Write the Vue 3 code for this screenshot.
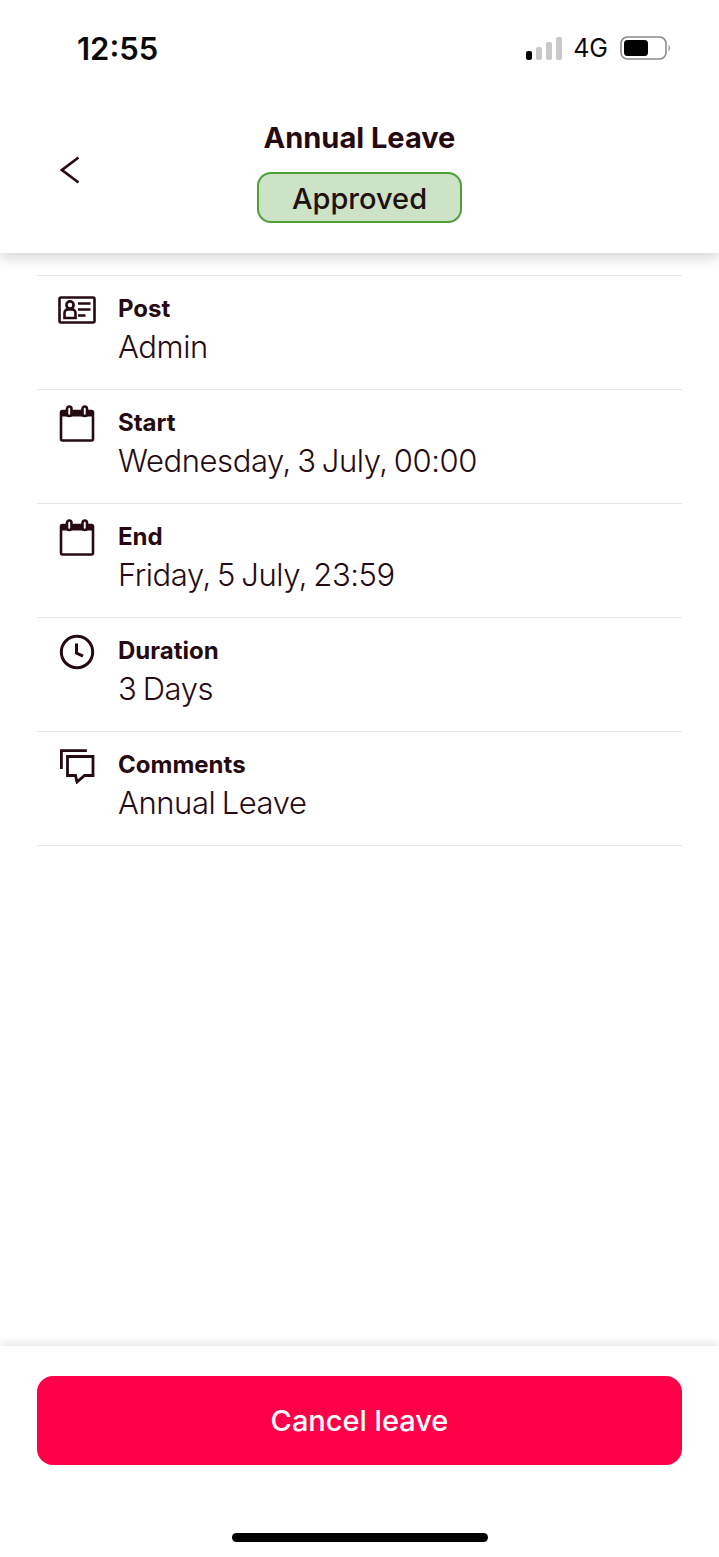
<script setup>
const rows = [
  { icon: 'post', label: 'Post', value: 'Admin' },
  { icon: 'cal', label: 'Start', value: 'Wednesday, 3 July, 00:00' },
  { icon: 'cal', label: 'End', value: 'Friday, 5 July, 23:59' },
  { icon: 'clock', label: 'Duration', value: '3 Days' },
  { icon: 'chat', label: 'Comments', value: 'Annual Leave' },
]
</script>

<template>
  <div class="page">
    <header class="header">
      <div class="status">
        <span class="time">12:55</span>
        <div class="status-right">
          <div class="signal">
            <i class="bar on b1"></i><i class="bar b2"></i><i class="bar b3"></i><i class="bar b4"></i>
          </div>
          <span class="net">4G</span>
          <svg class="battery" width="50" height="24" viewBox="0 0 50 24">
            <rect x="1" y="1" width="45" height="22" rx="6.5" fill="none" stroke="#8a8a8a" stroke-width="1.6"/>
            <rect x="4" y="4" width="24" height="16" rx="3.5" fill="#000"/>
            <path d="M48.5 9c1.2.6 1.5 1.7 1.5 3s-.3 2.4-1.5 3z" fill="#9a9a9a"/>
          </svg>
        </div>
      </div>
      <div class="title-bar">
        <svg class="back" width="20" height="28" viewBox="0 0 20 28">
          <path d="M18.5 1.5 L2 14 L18.5 26.5" fill="none" stroke="#260a12" stroke-width="2.7"/>
        </svg>
        <div class="title-col">
          <h1 class="title">Annual Leave</h1>
          <span class="badge">Approved</span>
        </div>
      </div>
    </header>

    <main class="list">
      <div v-for="r in rows" :key="r.label" class="row">
        <div class="icon">
          <svg v-if="r.icon === 'post'" width="38" height="28" viewBox="0 0 38 28" fill="none" stroke="#260a12" stroke-width="2.6">
            <rect x="1.5" y="1.5" width="35" height="25" rx="1.5"/>
            <circle cx="12" cy="9" r="3.6"/>
            <path d="M6.5 22v-5c0-2 1.5-3.6 3.6-3.6h3.8c2.1 0 3.6 1.6 3.6 3.6v5z"/>
            <path d="M20 7.5h12.5M20 13.5h12.5M20 19.5h7.5"/>
          </svg>
          <svg v-else-if="r.icon === 'cal'" width="36" height="37" viewBox="0 0 36 37" fill="none" stroke="#260a12" stroke-width="2.6">
            <rect x="2" y="6" width="32" height="29.5" rx="1.5"/>
            <path d="M2 5h32v6.5H2z" fill="#260a12" stroke="none"/>
            <rect x="8" y="1.5" width="4.5" height="9.5" rx="2.25" fill="#fff"/>
            <rect x="23.5" y="1.5" width="4.5" height="9.5" rx="2.25" fill="#fff"/>
          </svg>
          <svg v-else-if="r.icon === 'clock'" width="36" height="36" viewBox="0 0 36 36" fill="none" stroke="#260a12" stroke-width="3">
            <circle cx="18" cy="18" r="15.7"/>
            <path d="M17.5 9.5V19l6.5 3.2"/>
          </svg>
          <svg v-else width="36" height="36" viewBox="0 0 36 36" fill="none" stroke="#260a12" stroke-width="2.8">
            <path d="M2.4 21V2.6h25.5"/>
            <path d="M8.5 8.5h25.5v19H25.5L18 34l-1.5-6.5h-8z"/>
          </svg>
        </div>
        <div class="text">
          <div class="label">{{ r.label }}</div>
          <div class="value">{{ r.value }}</div>
        </div>
      </div>
    </main>

    <footer class="footer">
      <button class="cancel">Cancel leave</button>
      <div class="home"></div>
    </footer>
  </div>
</template>

<style>
body { background: #fff; }
</style>

<style scoped>
.page {
  width: 719px;
  height: 1557px;
  display: flex;
  flex-direction: column;
  overflow: hidden;
  background: #fff;
  font-family: Inter, "Noto Sans", sans-serif;
  color: #260a12;
}
.header {
  height: 253px;
  flex: none;
  box-sizing: border-box;
  background: #fff;
  box-shadow: 0 5px 12px rgba(0, 0, 0, 0.16);
  position: relative;
  z-index: 1;
}
.status {
  height: 96px;
  box-sizing: border-box;
  display: flex;
  align-items: center;
  justify-content: space-between;
  padding: 0 49px 0 77px;
}
.time {
  font-size: 31px;
  font-weight: 600;
  color: #0a0a0a;
}
.status-right {
  display: flex;
  align-items: center;
}
.signal {
  display: flex;
  align-items: flex-end;
  gap: 4px;
  height: 24px;
}
.bar {
  display: block;
  width: 6px;
  border-radius: 2px;
  background: #c9c9c9;
}
.bar.on { background: #000; }
.b1 { height: 9px; }
.b2 { height: 13px; }
.b3 { height: 18px; }
.b4 { height: 23px; }
.net {
  margin: 0 12px 0 11px;
  font-size: 25px;
  font-weight: 400;
  color: #0a0a0a;
}
.title-bar {
  position: relative;
  display: flex;
  justify-content: center;
}
.back {
  position: absolute;
  left: 60px;
  top: 60px;
}
.title-col {
  display: flex;
  flex-direction: column;
  align-items: center;
  margin-top: 26px;
}
.title {
  margin: 0;
  font-size: 29px;
  line-height: 32px;
  font-weight: 700;
}
.badge {
  margin-top: 18px;
  box-sizing: border-box;
  width: 205px;
  height: 51px;
  padding-top: 2px;
  display: flex;
  align-items: center;
  justify-content: center;
  background: #cce3c5;
  border: 2px solid #4f9e3c;
  border-radius: 14px;
  font-size: 29px;
  font-weight: 450;
  color: #20100f;
}
.list {
  flex: 1;
  padding: 22px 37px 0;
}
.row {
  height: 114px;
  box-sizing: border-box;
  display: flex;
  border-top: 1px solid #e8e6e6;
}
.row:last-child {
  height: 115px;
  border-bottom: 1px solid #e8e6e6;
}
.icon {
  width: 81px;
  flex: none;
  box-sizing: border-box;
  padding: 13px 22px 0 20px;
  height: 54px;
  display: flex;
  align-items: center;
  justify-content: center;
}
.text { padding-top: 18px; }
.label {
  font-size: 24px;
  line-height: 30px;
  font-weight: 650;
}
.value {
  margin-top: 3px;
  font-size: 31px;
  line-height: 40px;
  font-weight: 300;
  letter-spacing: -0.42px;
  word-spacing: -2px;
}
.footer {
  position: relative;
  flex: none;
  height: 211px;
  box-sizing: border-box;
  padding: 30px 37px 0;
  background: #fff;
  box-shadow: 0 -3px 9px rgba(0, 0, 0, 0.1);
}
.cancel {
  display: block;
  width: 100%;
  height: 89px;
  border: 0;
  border-radius: 16px;
  background: #ff0048;
  color: #fff;
  font-family: inherit;
  font-size: 29px;
  font-weight: 450;
}
.home {
  position: absolute;
  left: 232px;
  top: 187px;
  width: 256px;
  height: 9px;
  border-radius: 5px;
  background: #000;
}
</style>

• **What is expected**
Set down the complete material exactly, but do not include the images.

• **Response for this exercise**
Write the Vue 3 code for this screenshot.
<script setup>
const rows = [
  { icon: 'post', label: 'Post', value: 'Admin' },
  { icon: 'cal', label: 'Start', value: 'Wednesday, 3 July, 00:00' },
  { icon: 'cal', label: 'End', value: 'Friday, 5 July, 23:59' },
  { icon: 'clock', label: 'Duration', value: '3 Days' },
  { icon: 'chat', label: 'Comments', value: 'Annual Leave' },
]
</script>

<template>
  <div class="page">
    <header class="header">
      <div class="status">
        <span class="time">12:55</span>
        <div class="status-right">
          <div class="signal">
            <i class="bar on b1"></i><i class="bar b2"></i><i class="bar b3"></i><i class="bar b4"></i>
          </div>
          <span class="net">4G</span>
          <svg class="battery" width="50" height="24" viewBox="0 0 50 24">
            <rect x="1" y="1" width="45" height="22" rx="6.5" fill="none" stroke="#8a8a8a" stroke-width="1.6"/>
            <rect x="4" y="4" width="24" height="16" rx="3.5" fill="#000"/>
            <path d="M48.5 9c1.2.6 1.5 1.7 1.5 3s-.3 2.4-1.5 3z" fill="#9a9a9a"/>
          </svg>
        </div>
      </div>
      <div class="title-bar">
        <svg class="back" width="20" height="28" viewBox="0 0 20 28">
          <path d="M18.5 1.5 L2 14 L18.5 26.5" fill="none" stroke="#260a12" stroke-width="2.7"/>
        </svg>
        <div class="title-col">
          <h1 class="title">Annual Leave</h1>
          <span class="badge">Approved</span>
        </div>
      </div>
    </header>

    <main class="list">
      <div v-for="r in rows" :key="r.label" class="row">
        <div class="icon">
          <svg v-if="r.icon === 'post'" width="38" height="28" viewBox="0 0 38 28" fill="none" stroke="#260a12" stroke-width="2.6">
            <rect x="1.5" y="1.5" width="35" height="25" rx="1.5"/>
            <circle cx="12" cy="9" r="3.6"/>
            <path d="M6.5 22v-5c0-2 1.5-3.6 3.6-3.6h3.8c2.1 0 3.6 1.6 3.6 3.6v5z"/>
            <path d="M20 7.5h12.5M20 13.5h12.5M20 19.5h7.5"/>
          </svg>
          <svg v-else-if="r.icon === 'cal'" width="36" height="37" viewBox="0 0 36 37" fill="none" stroke="#260a12" stroke-width="2.6">
            <rect x="2" y="6" width="32" height="29.5" rx="1.5"/>
            <path d="M2 5h32v6.5H2z" fill="#260a12" stroke="none"/>
            <rect x="8" y="1.5" width="4.5" height="9.5" rx="2.25" fill="#fff"/>
            <rect x="23.5" y="1.5" width="4.5" height="9.5" rx="2.25" fill="#fff"/>
          </svg>
          <svg v-else-if="r.icon === 'clock'" width="36" height="36" viewBox="0 0 36 36" fill="none" stroke="#260a12" stroke-width="3">
            <circle cx="18" cy="18" r="15.7"/>
            <path d="M17.5 9.5V19l6.5 3.2"/>
          </svg>
          <svg v-else width="36" height="36" viewBox="0 0 36 36" fill="none" stroke="#260a12" stroke-width="2.8">
            <path d="M2.4 21V2.6h25.5"/>
            <path d="M8.5 8.5h25.5v19H25.5L18 34l-1.5-6.5h-8z"/>
          </svg>
        </div>
        <div class="text">
          <div class="label">{{ r.label }}</div>
          <div class="value">{{ r.value }}</div>
        </div>
      </div>
    </main>

    <footer class="footer">
      <button class="cancel">Cancel leave</button>
      <div class="home"></div>
    </footer>
  </div>
</template>

<style>
body { background: #fff; }
</style>

<style scoped>
.page {
  width: 719px;
  height: 1557px;
  display: flex;
  flex-direction: column;
  overflow: hidden;
  background: #fff;
  font-family: Inter, "Noto Sans", sans-serif;
  color: #260a12;
}
.header {
  height: 253px;
  flex: none;
  box-sizing: border-box;
  background: #fff;
  box-shadow: 0 5px 12px rgba(0, 0, 0, 0.16);
  position: relative;
  z-index: 1;
}
.status {
  height: 96px;
  box-sizing: border-box;
  display: flex;
  align-items: center;
  justify-content: space-between;
  padding: 0 49px 0 77px;
}
.time {
  font-size: 31px;
  font-weight: 600;
  color: #0a0a0a;
}
.status-right {
  display: flex;
  align-items: center;
}
.signal {
  display: flex;
  align-items: flex-end;
  gap: 4px;
  height: 24px;
}
.bar {
  display: block;
  width: 6px;
  border-radius: 2px;
  background: #c9c9c9;
}
.bar.on { background: #000; }
.b1 { height: 9px; }
.b2 { height: 13px; }
.b3 { height: 18px; }
.b4 { height: 23px; }
.net {
  margin: 0 12px 0 11px;
  font-size: 25px;
  font-weight: 400;
  color: #0a0a0a;
}
.title-bar {
  position: relative;
  display: flex;
  justify-content: center;
}
.back {
  position: absolute;
  left: 60px;
  top: 60px;
}
.title-col {
  display: flex;
  flex-direction: column;
  align-items: center;
  margin-top: 26px;
}
.title {
  margin: 0;
  font-size: 29px;
  line-height: 32px;
  font-weight: 700;
}
.badge {
  margin-top: 18px;
  box-sizing: border-box;
  width: 205px;
  height: 51px;
  padding-top: 2px;
  display: flex;
  align-items: center;
  justify-content: center;
  background: #cce3c5;
  border: 2px solid #4f9e3c;
  border-radius: 14px;
  font-size: 29px;
  font-weight: 450;
  color: #20100f;
}
.list {
  flex: 1;
  padding: 22px 37px 0;
}
.row {
  height: 114px;
  box-sizing: border-box;
  display: flex;
  border-top: 1px solid #e8e6e6;
}
.row:last-child {
  height: 115px;
  border-bottom: 1px solid #e8e6e6;
}
.icon {
  width: 81px;
  flex: none;
  box-sizing: border-box;
  padding: 13px 22px 0 20px;
  height: 54px;
  display: flex;
  align-items: center;
  justify-content: center;
}
.text { padding-top: 18px; }
.label {
  font-size: 24px;
  line-height: 30px;
  font-weight: 650;
}
.value {
  margin-top: 3px;
  font-size: 31px;
  line-height: 40px;
  font-weight: 300;
  letter-spacing: -0.42px;
  word-spacing: -2px;
}
.footer {
  position: relative;
  flex: none;
  height: 211px;
  box-sizing: border-box;
  padding: 30px 37px 0;
  background: #fff;
  box-shadow: 0 -3px 9px rgba(0, 0, 0, 0.1);
}
.cancel {
  display: block;
  width: 100%;
  height: 89px;
  border: 0;
  border-radius: 16px;
  background: #ff0048;
  color: #fff;
  font-family: inherit;
  font-size: 29px;
  font-weight: 450;
}
.home {
  position: absolute;
  left: 232px;
  top: 187px;
  width: 256px;
  height: 9px;
  border-radius: 5px;
  background: #000;
}
</style>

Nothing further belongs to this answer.